» Exercise goal
Draw out every line with the word "React" from the listing below.

****************************************

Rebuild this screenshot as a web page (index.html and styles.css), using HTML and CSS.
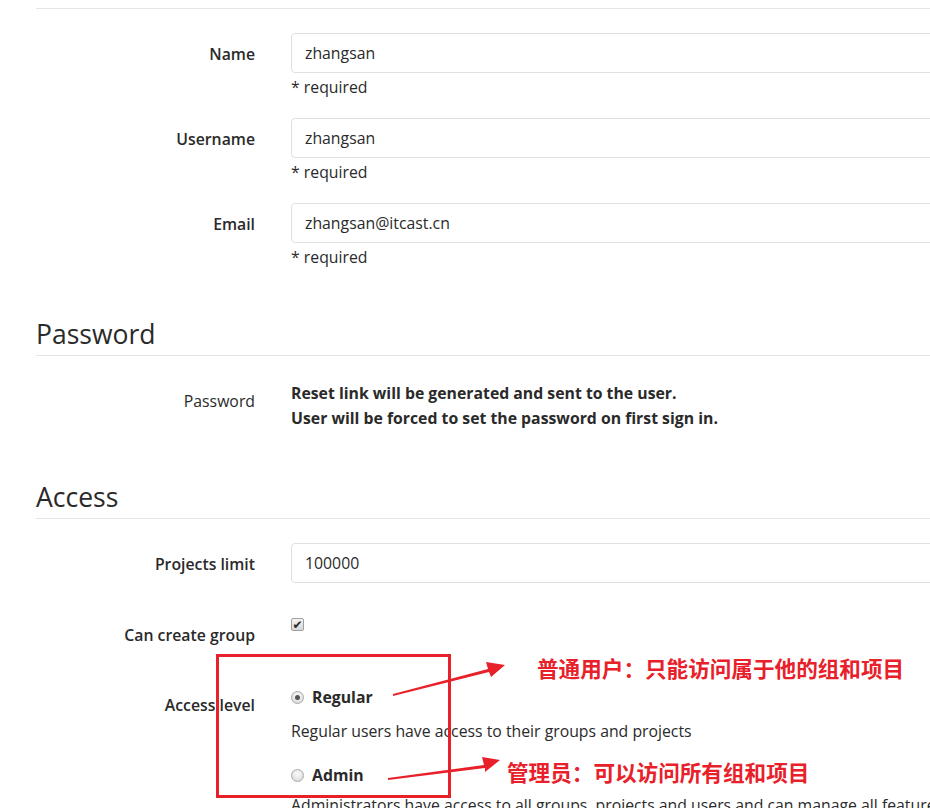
FILE: index.html
```html
<!DOCTYPE html>
<html lang="en">
<head>
<meta charset="utf-8">
<title>New user</title>
<link rel="stylesheet" href="styles.css">
</head>
<body>
<div class="page">
  <div class="rule-top"></div>

  <div class="row row-first">
    <div class="label label-input">Name</div>
    <div class="field">
      <div class="input">zhangsan</div>
      <div class="hint">* required</div>
    </div>
  </div>
  <div class="row">
    <div class="label label-input">Username</div>
    <div class="field">
      <div class="input">zhangsan</div>
      <div class="hint">* required</div>
    </div>
  </div>
  <div class="row">
    <div class="label label-input">Email</div>
    <div class="field">
      <div class="input">zhangsan@itcast.cn</div>
      <div class="hint">* required</div>
    </div>
  </div>

  <h2 class="section-title title-password">Password</h2>

  <div class="row row-password">
    <div class="label label-plain">Password</div>
    <div class="field">
      <div class="strong-lines">
        <div>Reset link will be generated and sent to the user.</div>
        <div>User will be forced to set the password on first sign in.</div>
      </div>
    </div>
  </div>

  <h2 class="section-title title-access">Access</h2>

  <div class="row row-limit">
    <div class="label label-input">Projects limit</div>
    <div class="field">
      <div class="input">100000</div>
    </div>
  </div>

  <div class="row row-group">
    <div class="label label-check">Can create group</div>
    <div class="field">
      <span class="checkbox">&#10004;</span>
    </div>
  </div>

  <div class="row row-level">
    <div class="label label-level">Access level</div>
    <div class="field">
      <div class="radio-line"><span class="radio checked"></span><span class="radio-text">Regular</span></div>
      <div class="help help-regular">Regular users have access to their groups and projects</div>
      <div class="radio-line radio-admin"><span class="radio"></span><span class="radio-text">Admin</span></div>
      <div class="help help-admin">Administrators have access to all groups, projects and users and can manage all features in this installation</div>
    </div>
  </div>
</div>

<div class="annot-box"></div>
<svg class="annot-arrows" width="930" height="808" viewBox="0 0 930 808" aria-hidden="true">
  <polygon points="393,694 488,669 486,662 505,665 491,677 489,672 393,696" fill="#e8202a"/>
  <polygon points="388,778 484,765 482,757 500,760 485,772 485,768 388,780" fill="#e8202a"/>
</svg>
<div class="annot-text annot-regular">普通用户：只能访问属于他的组和项目</div>
<div class="annot-text annot-admin">管理员：可以访问所有组和项目</div>
</body>
</html>
```

FILE: styles.css
```css
html, body {
  margin: 0;
  padding: 0;
  overflow: hidden;
  background: #ffffff;
}

body {
  font-family: "Open Sans", "Noto Sans", sans-serif;
  font-size: 15.8px;
  color: #2a2a2a;
  width: 930px;
  height: 808px;
  position: relative;
}

.page {
  padding-top: 8px;
  padding-left: 36px;
  width: 930px;
}

.rule-top {
  border-top: 1px solid #e5e5e5;
}

.row {
  display: flex;
  margin-top: 21px;
}

.row-first {
  margin-top: 24px;
}

.label {
  width: 219px;
  flex: none;
  text-align: right;
  font-weight: 600;
  line-height: 20px;
}

.label-input {
  padding-top: 11px;
}

.label-plain {
  font-weight: 400;
  padding-top: 10px;
}

.label-check {
  padding-top: 17px;
}

.label-level {
  padding-top: 8px;
}

.field {
  margin-left: 36px;
  flex: 1;
  min-width: 0;
}

.input {
  box-sizing: border-box;
  height: 40px;
  width: calc(100% + 20px);
  border: 1px solid #e0e0e0;
  border-radius: 4px;
  padding: 0 13px;
  line-height: 38px;
  color: #2a2a2a;
}

.hint {
  margin-top: 4px;
  line-height: 20px;
}

.section-title {
  margin: 0;
  font-size: 26.5px;
  font-weight: 400;
  line-height: 36px;
  padding-bottom: 3px;
  border-bottom: 1px solid #e5e5e5;
  color: #2a2a2a;
}

.title-password {
  margin-top: 49px;
}

.title-access {
  margin-top: 48px;
}

.row-password {
  margin-top: 25px;
}

.strong-lines {
  font-weight: 700;
  line-height: 25px;
  white-space: nowrap;
}

.row-limit {
  margin-top: 24px;
}

.row-group {
  margin-top: 25px;
}

.checkbox {
  display: inline-flex;
  align-items: center;
  justify-content: center;
  box-sizing: border-box;
  width: 13px;
  height: 13px;
  margin-top: 10px;
  border: 1px solid #a0a0a0;
  border-radius: 2px;
  background: linear-gradient(#f4f4f4, #d6d6d6);
  color: #2a2a2a;
  font-size: 12px;
  font-weight: 700;
  line-height: 1;
  font-family: "DejaVu Sans", sans-serif;
}

.row-level {
  margin-top: 42px;
}

.radio-line {
  display: flex;
  align-items: center;
  line-height: 20px;
}

.radio {
  box-sizing: border-box;
  width: 13px;
  height: 13px;
  border-radius: 50%;
  border: 1px solid #a8a8a8;
  background: radial-gradient(circle at 50% 35%, #fbfbfb, #d4d4d4);
  margin-right: 8px;
  display: inline-flex;
  align-items: center;
  justify-content: center;
}

.radio.checked::after {
  content: "";
  width: 5px;
  height: 5px;
  border-radius: 50%;
  background: #555555;
}

.radio-text {
  font-weight: 700;
}

.help {
  line-height: 20px;
  white-space: nowrap;
}

.help-regular {
  margin-top: 14px;
}

.radio-admin {
  margin-top: 24px;
}

.help-admin {
  margin-top: 10px;
}

.annot-box {
  position: absolute;
  left: 216px;
  top: 654px;
  width: 229px;
  height: 138px;
  border: 3px solid #e8202a;
}

.annot-arrows {
  position: absolute;
  left: 0;
  top: 0;
  pointer-events: none;
}

.annot-text {
  position: absolute;
  font-family: "Noto Sans CJK SC", sans-serif;
  font-weight: 700;
  font-size: 21.6px;
  line-height: 28px;
  color: #e8202a;
  white-space: nowrap;
}

.annot-regular {
  left: 537px;
  top: 654px;
}

.annot-admin {
  left: 507px;
  top: 758px;
}
```
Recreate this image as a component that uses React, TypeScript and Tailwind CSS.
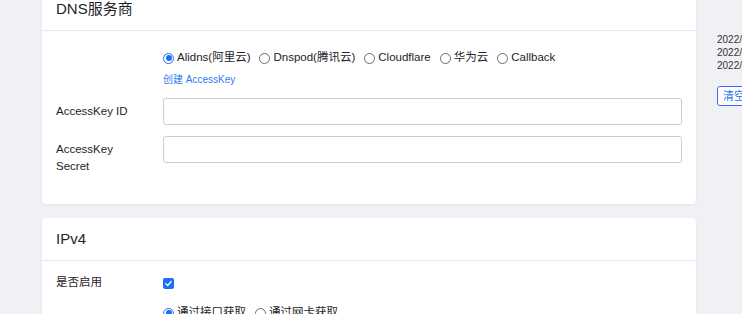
import React from 'react';

const providers = [
  { name: 'Alidns(阿里云)', checked: true },
  { name: 'Dnspod(腾讯云)', checked: false },
  { name: 'Cloudflare', checked: false },
  { name: '华为云', checked: false },
  { name: 'Callback', checked: false },
];

function Radio({ label, checked }: { label: string; checked?: boolean }) {
  return (
    <label className="flex items-center gap-[3px] mr-[9px]">
      {checked ? (
        <span className="w-[11px] h-[11px] rounded-full border border-[#1f6ff2] flex items-center justify-center">
          <span className="w-[6px] h-[6px] rounded-full bg-[#1f6ff2]" />
        </span>
      ) : (
        <span className="w-[11px] h-[11px] rounded-full border border-[#6b6b6b]" />
      )}
      <span>{label}</span>
    </label>
  );
}

function Card({ title, children }: { title: string; children: React.ReactNode }) {
  return (
    <div className="w-[654px] bg-white rounded-[4px] shadow-[0_1px_3px_rgba(0,0,0,0.06)]">
      <div className="h-[43px] px-[14px] flex items-center border-b border-[#e6e7ee] text-[15px] text-[#1f2329]">
        {title}
      </div>
      {children}
    </div>
  );
}

export default function App() {
  return (
    <div className="h-[314px] w-[742px] overflow-hidden bg-[#f0f1f5] flex text-[11.5px] text-[#1f2329] font-['Liberation_Sans','Noto_Sans_CJK_SC',sans-serif]">
      <div className="pl-[42px] -mt-[12px] flex flex-col gap-[14px] shrink-0">
        <Card title="DNS服务商">
          <div className="px-[14px] pt-[14px] pb-[29px]">
            <div className="flex">
              <div className="w-[107px] shrink-0" />
              <div>
                <div className="h-[26px] flex items-center">
                  {providers.map((p) => (
                    <Radio key={p.name} label={p.name} checked={p.checked} />
                  ))}
                </div>
                <a className="block mt-[2px] leading-[14px] text-[10px] text-[#2f7bf5]">创建 AccessKey</a>
              </div>
            </div>
            <div className="flex mt-[11px]">
              <div className="w-[107px] shrink-0 pt-[5px] leading-[17px] pr-[12px]">AccessKey ID</div>
              <input className="h-[27px] flex-1 border border-[#c9cdd6] rounded-[3px] outline-none" />
            </div>
            <div className="flex mt-[11px] items-start">
              <div className="w-[107px] shrink-0 pt-[5px] leading-[17px] pr-[30px]">AccessKey Secret</div>
              <input className="h-[27px] flex-1 border border-[#c9cdd6] rounded-[3px] outline-none" />
            </div>
          </div>
        </Card>
        <Card title="IPv4">
          <div className="px-[14px] pt-[12px]">
            <div className="flex items-center h-[20px]">
              <div className="w-[107px] shrink-0">是否启用</div>
              <span className="w-[11px] h-[11px] rounded-[2px] bg-[#1f6ff2] flex items-center justify-center">
                <svg viewBox="0 0 12 12" className="w-[9px] h-[9px]">
                  <path d="M2.5 6.2 L5 8.6 L9.6 3.4" fill="none" stroke="white" strokeWidth="1.8" strokeLinecap="round" strokeLinejoin="round" />
                </svg>
              </span>
            </div>
            <div className="flex items-center h-[26px] mt-[7px]">
              <div className="w-[107px] shrink-0" />
              <Radio label="通过接口获取" checked />
              <Radio label="通过网卡获取" />
            </div>
          </div>
        </Card>
      </div>
      <aside className="pl-[21px] pt-[33px] shrink-0 text-[10px] leading-[13px] text-[#333]">
        <div className="whitespace-nowrap">2022/03/05 10:21:33 IPv4地址未改变</div>
        <div className="whitespace-nowrap">2022/03/05 10:26:33 IPv4地址未改变</div>
        <div className="whitespace-nowrap">2022/03/05 10:31:33 IPv4地址未改变</div>
        <button className="mt-[14px] h-[20px] px-[5px] border border-[#2f6ff0] rounded-[3px] text-[11px] text-[#2f6ff0] bg-white">
          清空
        </button>
      </aside>
    </div>
  );
}
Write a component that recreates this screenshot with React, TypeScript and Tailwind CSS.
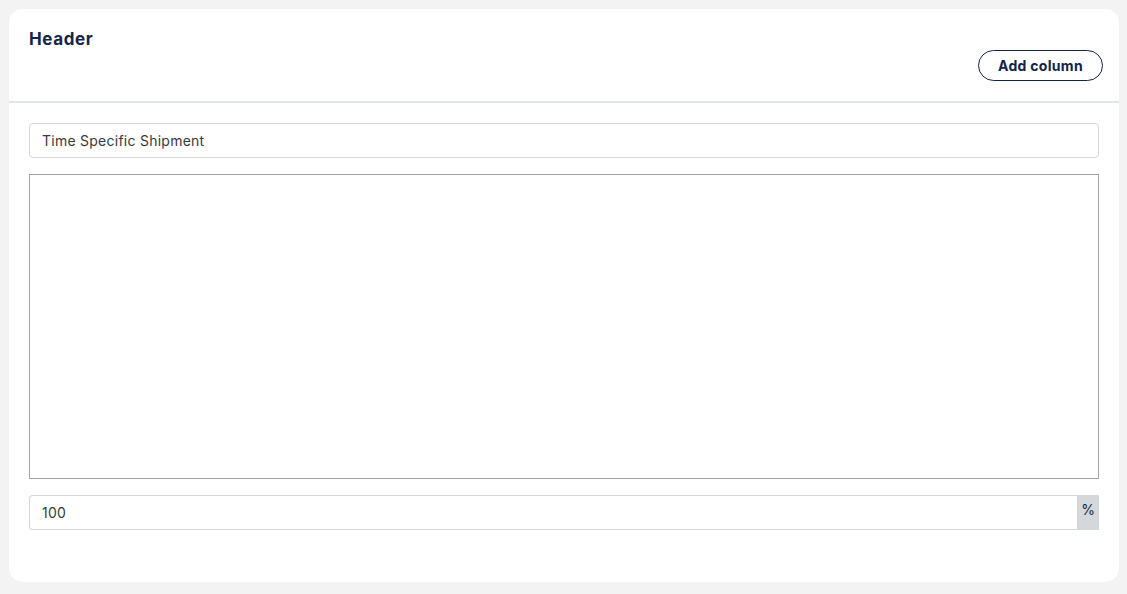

****************************************

» Response to this task
Recreate this image as a component that uses React, TypeScript and Tailwind CSS.
import React from 'react';
function Card({ title, children }: { title: string; children: React.ReactNode }) {
Write a component that recreates this screenshot with React, TypeScript and Tailwind CSS.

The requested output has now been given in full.